Ed Baynard once described his career as a simple stroke of luck. The self-taught artist’s ease and patience with his chosen mediums comes through strongly in a retrospective now on view at James Fuentes Gallery in New York. Titled, “Fire Island Pines 1981,” the show is specifically dedicated to one of the many summers he spent on Fire Island, a cultural hub for gay artists, activists, and writers, and a place in which the late artist found comfort.
Rife with electric movement within concentrated space and calculated repose, Baynard’s oeuvre is characterized by its placid, detailed minimalist paintings and drawings. The Washington DC-born artist’s career began when Agnes Martin introduced him to the gallerist Marian Willard and her eponymous gallery in New York in 1970. The introduction proved to be fruitful, and the following year, he returned to the U.S. after living in Paris and London for a decade, settled in New York, and began to show his work with Willard. Throughout this period, Baynard dedicated himself to a deep exploration of painting, drawing, and printmaking. His minimalist yet imperfect approach developed to contain immense detail within flat compositions.
Throughout his career, Baynard observed flowers, rugged natural landscapes, and his friends and lovers. His works contain a reverence for the space that exists between his subject matter, inspired by Japanese woodblocks, Georgia O’Keefe’s New Mexico landscapes, and his own interiors. An artist with a variety of reference points, an exhibition at White Columns in 2019, zeroed in on his floral compositions, underscoring his Zen approach to space.
Now at James Fuentes, Baynard’s works go back to the summer of 1981, the months in which AIDS took his world by storm. Notably, this time also marks the artist’s departure from his well-known minimalist style to more personal and narrative works. One drawing, Self Portrait-Sunset (Late July 1981), 1981, captures turbulent weather brewing in the distance. The late afternoon light swirls across a wooden pattern, and the artist’s own shadow is cast across the paper. The work is all the more plaintive with the added fact that he later lost his partner to the disease shortly after.

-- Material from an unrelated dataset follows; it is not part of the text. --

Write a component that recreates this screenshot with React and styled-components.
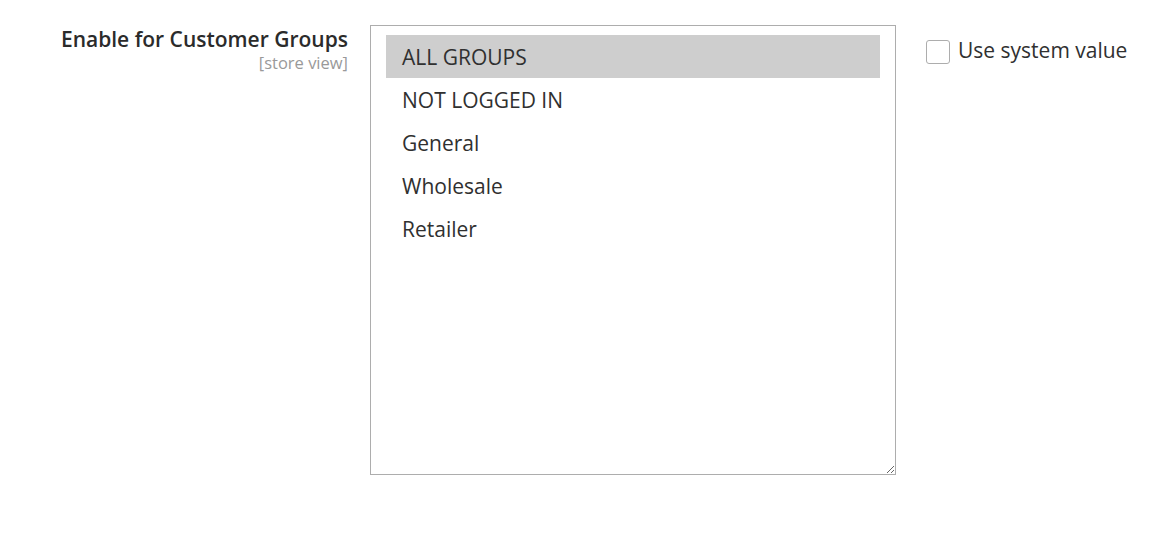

Baynard’s renderings of memory are tactile and tender. Seashells, sun-withered pillows, and various seascapes set a tone filled with nostalgia and limerence. Each energetic scene is fraught with a certain intensity that lies under the dark, blue water. One drawing captures flags blowing in the distance—the wind a harbinger of the upending elements to come.
“Fire Island Pines 1981” is on view at James Fuentes Gallery through July 19, 2024 at 52 White Street, New York, New York 10013.